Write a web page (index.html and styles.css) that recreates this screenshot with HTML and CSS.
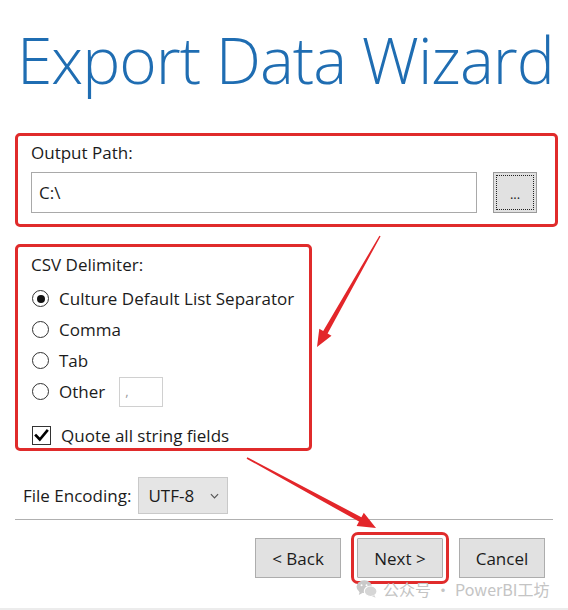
FILE: index.html
```html
<!DOCTYPE html>
<html lang="en">
<head>
<meta charset="utf-8">
<title>Export Data Wizard</title>
<link rel="stylesheet" href="styles.css">
</head>
<body>
<div class="wizard">
  <h1 class="title">Export Data Wizard</h1>

  <section class="mark-box path-box">
    <div class="label">Output Path:</div>
    <div class="path-row">
      <div class="textbox path-input">C:\</div>
      <div class="browse-btn"><span class="browse-inner">...</span></div>
    </div>
  </section>

  <section class="mark-box delim-box">
    <div class="label">CSV Delimiter:</div>
    <div class="radio-list">
      <div class="option"><span class="radio checked"></span><span class="opt-text">Culture Default List Separator</span></div>
      <div class="option"><span class="radio"></span><span class="opt-text">Comma</span></div>
      <div class="option"><span class="radio"></span><span class="opt-text">Tab</span></div>
      <div class="option"><span class="radio"></span><span class="opt-text">Other</span><span class="other-box">,</span></div>
    </div>
    <div class="option check-row">
      <span class="checkbox"><svg viewBox="0 0 19 19" width="19" height="19"><path d="M4 9.5 L7.8 13.5 L15 4.8" fill="none" stroke="#000" stroke-width="2.6" stroke-linecap="square" stroke-linejoin="miter"/></svg></span>
      <span class="opt-text">Quote all string fields</span>
    </div>
  </section>

  <div class="encoding">
    <span class="enc-label">File Encoding:</span>
    <div class="select">
      <span>UTF-8</span>
      <svg class="chev" viewBox="0 0 10 6" width="9" height="6"><path d="M1 1 L5 5 L9 1" fill="none" stroke="#555" stroke-width="1.3"/></svg>
    </div>
  </div>

  <div class="separator"></div>

  <div class="buttons">
    <button class="btn">&lt; Back</button>
    <button class="btn btn-next">Next &gt;</button>
    <button class="btn">Cancel</button>
  </div>

  <svg class="arrows" width="568" height="610" viewBox="0 0 568 610">
    <polygon fill="#e3262a" points="380.6,236.3 327.6,333.4 331.5,335.7 317,347 319.3,328.7 323.2,331.0 379.4,235.7"/>
    <polygon fill="#e3262a" points="247.4,457.3 361.4,517.2 363.8,512.8 376,528 356.6,526.0 359.0,521.6 246.6,458.7"/>
  </svg>

  <div class="watermark">
    <svg class="wm-icon" viewBox="0 0 24 22" width="22" height="20">
      <ellipse cx="9" cy="8.5" rx="8.5" ry="7" fill="#c9c9c9"/>
      <path d="M4 13.5 L3 17.5 L7.5 15 Z" fill="#c9c9c9"/>
      <ellipse cx="16" cy="13.5" rx="7" ry="5.8" fill="#d6d6d6" stroke="#fff" stroke-width="1.2"/>
      <path d="M20 17.5 L21.5 20.5 L17.5 19 Z" fill="#d6d6d6"/>
      <circle cx="6" cy="7" r="1.1" fill="#fff"/>
      <circle cx="11.5" cy="7" r="1.1" fill="#fff"/>
    </svg>
    <span class="wm-text">公众号<span class="wm-dot">·</span>PowerBI工坊</span>
  </div>
</div>
</body>
</html>
```

FILE: styles.css
```css
* { box-sizing: border-box; }

html, body {
  margin: 0;
  padding: 0;
  background: #ffffff;
}

body {
  font-family: "Open Sans", "Noto Sans", "Noto Sans CJK SC", sans-serif;
  font-size: 17px;
  color: #1b1b1b;
}

.wizard {
  position: relative;
  width: 568px;
  height: 610px;
  overflow: hidden;
  border-bottom: 2px solid #ececec;
}

.title {
  margin: 0;
  padding: 16px 0 0 17px;
  height: 104px;
  font-weight: 300;
  font-size: 64px;
  line-height: 88px;
  color: #1f6db2;
  letter-spacing: -1px;
  white-space: nowrap;
}

.mark-box {
  margin-left: 15px;
  border: 3px solid #e02b2b;
  border-radius: 5px;
}

.label {
  line-height: 20px;
  height: 20px;
}

.path-box {
  margin-top: 29px;
  width: 543px;
  height: 94px;
  padding: 7px 18px 11px 13px;
}

.path-row {
  display: flex;
  gap: 16px;
  margin-top: 9px;
}

.textbox {
  border: 1px solid #a9a9a9;
  background: #fff;
}

.path-input {
  flex: 1;
  height: 41px;
  padding-left: 7px;
  line-height: 39px;
}

.browse-btn {
  width: 44px;
  height: 41px;
  background: #e1e1e1;
  border: 1px solid #9a9a9a;
  padding: 2px;
}

.browse-inner {
  display: flex;
  align-items: flex-end;
  justify-content: center;
  width: 100%;
  height: 100%;
  border: 1px dotted #222;
  font-size: 13px;
  line-height: 1;
  padding-bottom: 8px;
}

.delim-box {
  margin-top: 17px;
  width: 297px;
  height: 207px;
  padding: 8px 0 0 13px;
}

.radio-list {
  margin-top: 8px;
}

.option {
  display: flex;
  align-items: center;
  height: 31px;
  padding-left: 1px;
  white-space: nowrap;
}

.radio {
  width: 17px;
  height: 17px;
  border: 1px solid #333;
  border-radius: 50%;
  display: flex;
  align-items: center;
  justify-content: center;
  flex: none;
}

.radio.checked::after {
  content: "";
  width: 8px;
  height: 8px;
  border-radius: 50%;
  background: #111;
}

.opt-text {
  margin-left: 10px;
}

.other-box {
  margin-left: 14px;
  width: 44px;
  height: 30px;
  border: 1px solid #d0d0d0;
  color: #999;
  font-size: 13px;
  padding-left: 5px;
  line-height: 26px;
}

.check-row {
  margin-top: 15px;
  height: 26px;
}

.checkbox {
  width: 19px;
  height: 19px;
  border: 1px solid #333;
  flex: none;
  display: flex;
}

.checkbox svg {
  margin: -1px;
}

.encoding {
  display: flex;
  align-items: center;
  margin-top: 26px;
  padding-left: 23px;
  height: 37px;
}

.select {
  margin-left: 7px;
  width: 90px;
  height: 37px;
  background: #e5e5e5;
  border: 1px solid #c9c9c9;
  display: flex;
  align-items: center;
  padding-left: 9px;
}

.select .chev {
  margin-left: 16px;
}

.separator {
  margin: 5px 15px 0 15px;
  height: 1px;
  background: #b0b0b0;
}

.buttons {
  display: flex;
  justify-content: flex-end;
  gap: 16px;
  margin-top: 18px;
  padding-right: 23px;
}

.btn {
  width: 86px;
  height: 40px;
  background: #e1e1e1;
  border: 1px solid #adadad;
  font-family: inherit;
  font-size: 17px;
  color: #1b1b1b;
  padding: 0;
}

.btn-next {
  outline: 3px solid #e02b2b;
  outline-offset: 3px;
  border-radius: 1px;
}

.arrows {
  position: absolute;
  left: 0;
  top: 0;
  pointer-events: none;
}

.watermark {
  position: absolute;
  left: 356px;
  top: 577px;
  display: flex;
  align-items: center;
  gap: 5px;
  color: #c4c4c4;
  font-size: 16px;
}

.wm-text {
  font-family: "Noto Sans CJK SC", sans-serif;
}

.wm-dot {
  margin: 0 4px;
}
```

## WHAT THE TASK ASKS:
All of the lines above should be printed exactly, minus the pictures.

## TASK ANSWER:
Write a web page (index.html and styles.css) that recreates this screenshot with HTML and CSS.
FILE: index.html
```html
<!DOCTYPE html>
<html lang="en">
<head>
<meta charset="utf-8">
<title>Export Data Wizard</title>
<link rel="stylesheet" href="styles.css">
</head>
<body>
<div class="wizard">
  <h1 class="title">Export Data Wizard</h1>

  <section class="mark-box path-box">
    <div class="label">Output Path:</div>
    <div class="path-row">
      <div class="textbox path-input">C:\</div>
      <div class="browse-btn"><span class="browse-inner">...</span></div>
    </div>
  </section>

  <section class="mark-box delim-box">
    <div class="label">CSV Delimiter:</div>
    <div class="radio-list">
      <div class="option"><span class="radio checked"></span><span class="opt-text">Culture Default List Separator</span></div>
      <div class="option"><span class="radio"></span><span class="opt-text">Comma</span></div>
      <div class="option"><span class="radio"></span><span class="opt-text">Tab</span></div>
      <div class="option"><span class="radio"></span><span class="opt-text">Other</span><span class="other-box">,</span></div>
    </div>
    <div class="option check-row">
      <span class="checkbox"><svg viewBox="0 0 19 19" width="19" height="19"><path d="M4 9.5 L7.8 13.5 L15 4.8" fill="none" stroke="#000" stroke-width="2.6" stroke-linecap="square" stroke-linejoin="miter"/></svg></span>
      <span class="opt-text">Quote all string fields</span>
    </div>
  </section>

  <div class="encoding">
    <span class="enc-label">File Encoding:</span>
    <div class="select">
      <span>UTF-8</span>
      <svg class="chev" viewBox="0 0 10 6" width="9" height="6"><path d="M1 1 L5 5 L9 1" fill="none" stroke="#555" stroke-width="1.3"/></svg>
    </div>
  </div>

  <div class="separator"></div>

  <div class="buttons">
    <button class="btn">&lt; Back</button>
    <button class="btn btn-next">Next &gt;</button>
    <button class="btn">Cancel</button>
  </div>

  <svg class="arrows" width="568" height="610" viewBox="0 0 568 610">
    <polygon fill="#e3262a" points="380.6,236.3 327.6,333.4 331.5,335.7 317,347 319.3,328.7 323.2,331.0 379.4,235.7"/>
    <polygon fill="#e3262a" points="247.4,457.3 361.4,517.2 363.8,512.8 376,528 356.6,526.0 359.0,521.6 246.6,458.7"/>
  </svg>

  <div class="watermark">
    <svg class="wm-icon" viewBox="0 0 24 22" width="22" height="20">
      <ellipse cx="9" cy="8.5" rx="8.5" ry="7" fill="#c9c9c9"/>
      <path d="M4 13.5 L3 17.5 L7.5 15 Z" fill="#c9c9c9"/>
      <ellipse cx="16" cy="13.5" rx="7" ry="5.8" fill="#d6d6d6" stroke="#fff" stroke-width="1.2"/>
      <path d="M20 17.5 L21.5 20.5 L17.5 19 Z" fill="#d6d6d6"/>
      <circle cx="6" cy="7" r="1.1" fill="#fff"/>
      <circle cx="11.5" cy="7" r="1.1" fill="#fff"/>
    </svg>
    <span class="wm-text">公众号<span class="wm-dot">·</span>PowerBI工坊</span>
  </div>
</div>
</body>
</html>
```

FILE: styles.css
```css
* { box-sizing: border-box; }

html, body {
  margin: 0;
  padding: 0;
  background: #ffffff;
}

body {
  font-family: "Open Sans", "Noto Sans", "Noto Sans CJK SC", sans-serif;
  font-size: 17px;
  color: #1b1b1b;
}

.wizard {
  position: relative;
  width: 568px;
  height: 610px;
  overflow: hidden;
  border-bottom: 2px solid #ececec;
}

.title {
  margin: 0;
  padding: 16px 0 0 17px;
  height: 104px;
  font-weight: 300;
  font-size: 64px;
  line-height: 88px;
  color: #1f6db2;
  letter-spacing: -1px;
  white-space: nowrap;
}

.mark-box {
  margin-left: 15px;
  border: 3px solid #e02b2b;
  border-radius: 5px;
}

.label {
  line-height: 20px;
  height: 20px;
}

.path-box {
  margin-top: 29px;
  width: 543px;
  height: 94px;
  padding: 7px 18px 11px 13px;
}

.path-row {
  display: flex;
  gap: 16px;
  margin-top: 9px;
}

.textbox {
  border: 1px solid #a9a9a9;
  background: #fff;
}

.path-input {
  flex: 1;
  height: 41px;
  padding-left: 7px;
  line-height: 39px;
}

.browse-btn {
  width: 44px;
  height: 41px;
  background: #e1e1e1;
  border: 1px solid #9a9a9a;
  padding: 2px;
}

.browse-inner {
  display: flex;
  align-items: flex-end;
  justify-content: center;
  width: 100%;
  height: 100%;
  border: 1px dotted #222;
  font-size: 13px;
  line-height: 1;
  padding-bottom: 8px;
}

.delim-box {
  margin-top: 17px;
  width: 297px;
  height: 207px;
  padding: 8px 0 0 13px;
}

.radio-list {
  margin-top: 8px;
}

.option {
  display: flex;
  align-items: center;
  height: 31px;
  padding-left: 1px;
  white-space: nowrap;
}

.radio {
  width: 17px;
  height: 17px;
  border: 1px solid #333;
  border-radius: 50%;
  display: flex;
  align-items: center;
  justify-content: center;
  flex: none;
}

.radio.checked::after {
  content: "";
  width: 8px;
  height: 8px;
  border-radius: 50%;
  background: #111;
}

.opt-text {
  margin-left: 10px;
}

.other-box {
  margin-left: 14px;
  width: 44px;
  height: 30px;
  border: 1px solid #d0d0d0;
  color: #999;
  font-size: 13px;
  padding-left: 5px;
  line-height: 26px;
}

.check-row {
  margin-top: 15px;
  height: 26px;
}

.checkbox {
  width: 19px;
  height: 19px;
  border: 1px solid #333;
  flex: none;
  display: flex;
}

.checkbox svg {
  margin: -1px;
}

.encoding {
  display: flex;
  align-items: center;
  margin-top: 26px;
  padding-left: 23px;
  height: 37px;
}

.select {
  margin-left: 7px;
  width: 90px;
  height: 37px;
  background: #e5e5e5;
  border: 1px solid #c9c9c9;
  display: flex;
  align-items: center;
  padding-left: 9px;
}

.select .chev {
  margin-left: 16px;
}

.separator {
  margin: 5px 15px 0 15px;
  height: 1px;
  background: #b0b0b0;
}

.buttons {
  display: flex;
  justify-content: flex-end;
  gap: 16px;
  margin-top: 18px;
  padding-right: 23px;
}

.btn {
  width: 86px;
  height: 40px;
  background: #e1e1e1;
  border: 1px solid #adadad;
  font-family: inherit;
  font-size: 17px;
  color: #1b1b1b;
  padding: 0;
}

.btn-next {
  outline: 3px solid #e02b2b;
  outline-offset: 3px;
  border-radius: 1px;
}

.arrows {
  position: absolute;
  left: 0;
  top: 0;
  pointer-events: none;
}

.watermark {
  position: absolute;
  left: 356px;
  top: 577px;
  display: flex;
  align-items: center;
  gap: 5px;
  color: #c4c4c4;
  font-size: 16px;
}

.wm-text {
  font-family: "Noto Sans CJK SC", sans-serif;
}

.wm-dot {
  margin: 0 4px;
}
```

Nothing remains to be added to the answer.